|Dimensions||Image: 3 1/2 x 2 3/16 in. (8.9 x 5.6 cm)
Paper: 3 1/2 x 2 3/16 in. (8.9 x 5.6 cm)
Mount: 4 x 2 7/16 in. (10.2 x 6.2 cm)
|Print medium||Photo-Albumen silver-Carte-de-visite|
Without concrete facts it is hard to find a connection between the face of this young boy to the title of “murderer.” Fourteen-year-old Charles H. Cuffee was accused for the bludgeoning death of Benjamin Howard, a farmer and shoemaker of Westport, Massachusetts, in 1870. Days after Howard’s murder police stripped Cuffee from school without a warrant and dragged him to the scene of the crime. Upon his reaction they found him guilty. Cuffee was questioned through the night and on into the morning. At no time was he advised to remain silent nor was he allowed to consult a lawyer.
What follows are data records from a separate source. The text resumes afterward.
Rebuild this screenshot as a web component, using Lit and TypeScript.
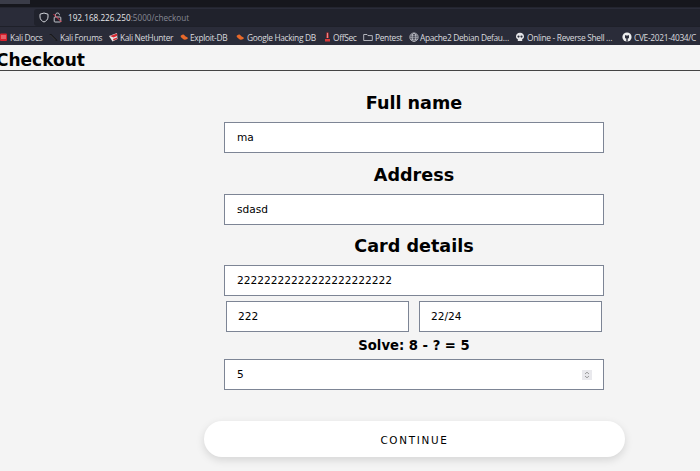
import { LitElement, html, css, svg } from "lit";
import { customElement } from "lit/decorators.js";

const icons: Record<string, unknown> = {
  docs: svg`<rect x="0" y="1.5" width="7" height="7.5" rx="1" fill="#d8202c"/><path d="M1 4h5M1 6h5" stroke="#f4c8c8" stroke-width=".8"/>`,
  forums: svg`<path d="M0 2 L2 2 L8.5 8.5 L7 9 L3 5 Z" fill="#0b0b0d"/><path d="M1 2.5 L7 8.5" stroke="#777" stroke-width=".5"/>`,
  hunter: svg`<path d="M0 4 L8 1 L8.5 7 L3.5 9.5 Z" fill="#e6e6e6"/><path d="M1 4 L8 1.4 L8 4 L4.5 5.4Z" fill="#d62a33"/><path d="M4 7 L8 5.4 L8 7 L4.5 8.6Z" fill="#d62a33"/>`,
  exploit: svg`<path d="M.5 4 C2 2 4 2 5 4 C6 5 7.5 5 8 6 C7 8 4 8 3 7 C2 6 1 5.5 .5 4Z" fill="#e8692a"/>`,
  offsec: svg`<path d="M3.5 0.5 L5.5 0.5 L5.8 6 L3.2 6 Z" fill="#cf2e2e"/><path d="M2 7 H7 V9.5 H2Z" fill="#d83a3a"/><path d="M4.5 1 V6" stroke="#f5c6c6" stroke-width=".6"/>`,
  folder: svg`<path d="M.7 2.5 H4 L5 3.6 H9.3 V8.5 H.7 Z" fill="none" stroke="#d4d6dc" stroke-width=".8"/>`,
  globe: svg`<g fill="none" stroke="#d4d6dc" stroke-width=".7"><circle cx="5" cy="5.2" r="4.2"/><ellipse cx="5" cy="5.2" rx="1.9" ry="4.2"/><path d="M1 5.2H9M1.5 3.2H8.5M1.5 7.2H8.5"/></g>`,
  skull: svg`<path d="M5 .8 C2.2 .8 1 2.6 1 4.6 C1 6 1.8 6.8 2.8 7.2 V9 H7.2 V7.2 C8.2 6.8 9 6 9 4.6 C9 2.6 7.8 .8 5 .8Z" fill="#e4e5e8"/><circle cx="3.5" cy="4.6" r="1.1" fill="#2b2d3a"/><circle cx="6.5" cy="4.6" r="1.1" fill="#2b2d3a"/>`,
  github: svg`<circle cx="5" cy="5" r="4.6" fill="#eceded"/><path d="M3 3 L4 3.6 H6 L7 3 V5.4 C7 6.2 6.3 6.5 5.7 6.6 V9.4 H4.3 V6.6 C3.7 6.5 3 6.2 3 5.4Z" fill="#2b2d3a"/>`,
};

const marks = [
  { label: "Kali Docs", icon: "docs", w: 7, text: 32 },
  { label: "Kali Forums", icon: "forums", w: 8, text: 42 },
  { label: "Kali NetHunter", icon: "hunter", w: 8, text: 53 },
  { label: "Exploit-DB", icon: "exploit", w: 7, text: 39 },
  { label: "Google Hacking DB", icon: "exploit", w: 8, text: 69 },
  { label: "OffSec", icon: "offsec", w: 7, text: 23 },
  { label: "Pentest", icon: "folder", w: 9, text: 27 },
  { label: "Apache2 Debian Defau…", icon: "globe", w: 8, text: 88 },
  { label: "Online - Reverse Shell …", icon: "skull", w: 9, text: 88 },
  { label: "CVE-2021-4034/C", icon: "github", w: 9, text: 62 },
];

@customElement("app-root")
export class AppRoot extends LitElement {
  static styles = css`
    :host { display: block; width: 700px; height: 471px; overflow: hidden; background: #f4f4f4; font-family: "DejaVu Sans", sans-serif; color: #000; }
    .tabs { height: 7px; background: #16171d; }
    .tab { width: 30px; height: 4px; background: #3a3c48; }
    .toolbar { height: 19px; background: #2a2c39; padding: 1px 0 0 34px; box-sizing: border-box; border-top: 1px solid #23252f; }
    .url { height: 17px; width: 666px; background: #20222c; border-radius: 3px 0 0 3px; display: flex; align-items: center; padding-left: 5px; gap: 4px; box-sizing: border-box; font: 8.2px "Open Sans", sans-serif; }
    .url svg { display: block; flex: none; }
    .addr { margin-left: 2px; }
    .host { color: #e6e7ea; }
    .rest { color: #868893; }
    .marks { height: 19px; padding-top: 2px; background: #2a2c39; border-top: 1px solid #1e2029; display: flex; align-items: center; gap: 7px; box-sizing: border-box; white-space: nowrap; font: 8.4px "Open Sans", sans-serif; letter-spacing: -.33px; color: #d9dade; overflow: hidden; }
    .mark { display: flex; align-items: center; gap: 3px; flex: none; }
    .mark svg { display: block; flex: none; overflow: visible; }
    .mark span { display: block; }
    .page { display: flex; flex-direction: column; }
    .title { margin: 0 0 0 -4px; font-size: 17px; line-height: 30px; font-weight: 700; height: 25px; }
    .rule { height: 1px; background: #444; margin: 0; }
    .form { width: 422px; margin: 22px 0 0 203px; display: flex; flex-direction: column; align-items: center; }
    h2 { margin: 0; font-size: 17.6px; line-height: 21px; font-weight: 700; text-align: center; }
    .gap { height: 8px; }
    .between { height: 12px; }
    .between.short { height: 11px; }
    .field { width: 380px; height: 31px; box-sizing: border-box; background: #fff; border: 1px solid #7d8595; display: flex; align-items: center; padding: 0 12px 2px; font-size: 10.6px; color: #000; }
    .row { display: flex; gap: 10px; width: 376px; margin-top: 5px; }
    .row .field { width: 183px; padding-left: 11px; }
    .solve { font-size: 13.2px; font-weight: 700; line-height: 18px; margin: 5px 0 4px; }
    .spin { margin-left: auto; margin-right: -1px; margin-top: 2px; width: 10px; height: 10px; background: #e9e9ed; display: block; }
    button { all: unset; box-sizing: border-box; width: 421px; height: 36px; margin-top: 31px; margin-left: 1px; border-radius: 18px; background: #fff; text-align: center; font-size: 10.4px; letter-spacing: 1.7px; line-height: 38px; color: #000; box-shadow: 0 3px 8px rgba(0,0,0,.13); }
  `;

  render() {
    return html`
      <div class="tabs"><div class="tab"></div></div>
      <div class="toolbar">
        <div class="url">
          <svg width="10" height="11" viewBox="0 0 10 11"><path d="M5 1 L9 2.2 V5 C9 7.5 7 9.3 5 10 C3 9.3 1 7.5 1 5 V2.2 Z" fill="none" stroke="#d4d6dc" stroke-width="1"/></svg>
          <svg width="9" height="11" viewBox="0 0 9 11"><path d="M2.5 5 V3.2 C2.5 1.8 3.4 1 4.5 1 C5.6 1 6.5 1.8 6.5 3.2" fill="none" stroke="#d4d6dc" stroke-width=".9"/><rect x="1.2" y="5" width="6.6" height="5" rx=".8" fill="none" stroke="#d4d6dc" stroke-width=".9"/><path d="M.5 2 L8.5 10" stroke="#e2344a" stroke-width="1"/></svg>
          <span class="addr"><span class="host">192.168.226.250</span><span class="rest">:5000/checkout</span></span>
        </div>
      </div>
      <div class="marks">
        ${marks.map((m) => html`<div class="mark">
          <svg width=${m.w} height="10" viewBox="0 0 ${m.w} 10">${icons[m.icon]}</svg>
          <span style="width:${m.text}px">${m.label}</span>
        </div>`)}
      </div>
      <div class="page">
        <h1 class="title">Checkout</h1>
        <div class="rule"></div>
        <div class="form">
          <h2>Full name</h2>
          <div class="gap"></div>
          <div class="field">ma</div>
          <div class="between"></div>
          <h2>Address</h2>
          <div class="gap"></div>
          <div class="field">sdasd</div>
          <div class="between short"></div>
          <h2>Card details</h2>
          <div class="gap"></div>
          <div class="field">22222222222222222222222</div>
          <div class="row">
            <div class="field">222</div>
            <div class="field">22/24</div>
          </div>
          <div class="solve">Solve: 8 - ? = 5</div>
          <div class="field">5
            <svg class="spin" viewBox="0 0 10 10"><path d="M3 4 L5 2.2 L7 4M3 6 L5 7.8 L7 6" fill="none" stroke="#777" stroke-width=".7"/></svg>
          </div>
          <button>CONTINUE</button>
        </div>
      </div>
    `;
  }
}
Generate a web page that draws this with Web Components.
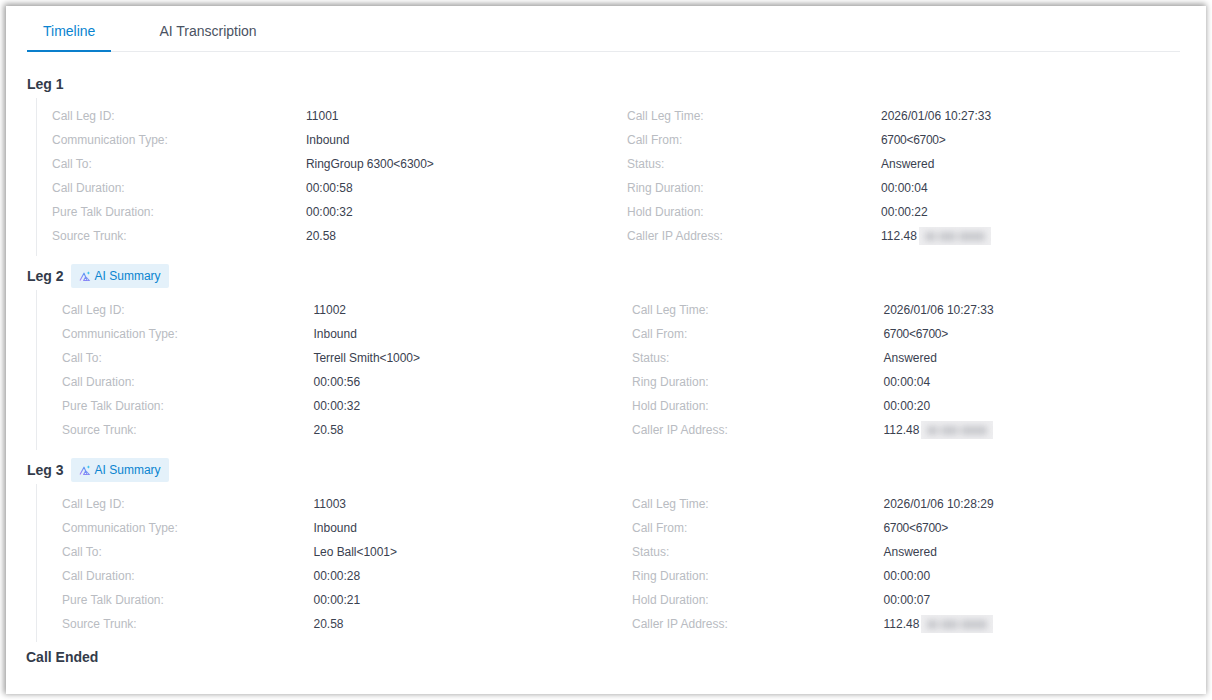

His case was brought before the Supreme Court at Taunton, Massachusetts, were he was arraigned and latter tried in Bristol’s County. Attorney general Charles Allen found that Cuffee’s incoherent statements proved his guilt more then his innocence. Cuffee’s counsel worked to have his statements removed from the evidence, as he was not warned before questioning that anything he said could be used against him. The argument was over ruled and Charles Horatio Cuffee was found guilty of murder in the first degree of Benjamin Howard, with a sentence of death. The details of this case are fragmented and scarce. In the end, this image may represent the unfortunate murder of not only Mr. Benjamin Howard but also Charles Horatio Cuffee.